The lag is deliberate. Immediate disclosure could worsen a troubled bank’s situation by signaling distress to depositors and counterparties. But the information does eventually become public, which means any institution borrowing through secondary credit should expect its name and loan details to appear in the Fed’s published data roughly two years later.
The Stigma Problem
On paper, the discount window is supposed to serve as a reliable safety valve. In reality, banks go to considerable lengths to avoid using it. The Federal Reserve has acknowledged this dynamic, noting that “banks have demonstrated some reluctance to use the discount window … out of concern that the act of borrowing might send a negative signal about their financial conditions to their counterparties, their competitors, their regulators, and the public.”
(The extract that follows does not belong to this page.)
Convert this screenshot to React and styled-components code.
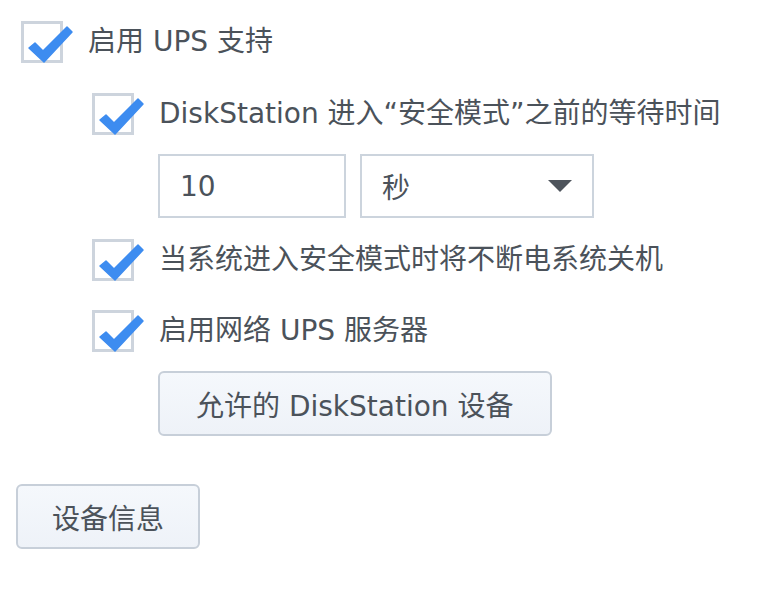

The stigma is self-reinforcing. If healthy banks avoid the window, then only the most desperate borrowers show up, which confirms the market’s suspicion that borrowing equals trouble, which makes healthy banks even more reluctant. The Fed tried to break this cycle by creating separate facilities: primary credit for sound institutions with no questions asked, and secondary credit for everyone else. The idea was that primary credit would lose its stigma once it was clearly separated from the distressed-borrower pool. That separation helps, but the stigma has proven stubborn, particularly during financial stress when it matters most.
For institutions already on secondary credit, the stigma concern is somewhat academic. They are borrowing precisely because they do not have better options. The more practical worry is the supervisory scrutiny that accompanies it and the signal it sends internally about the institution’s trajectory. A bank on secondary credit is a bank whose management and board should be actively planning for either a return to primary-credit standing or a controlled exit.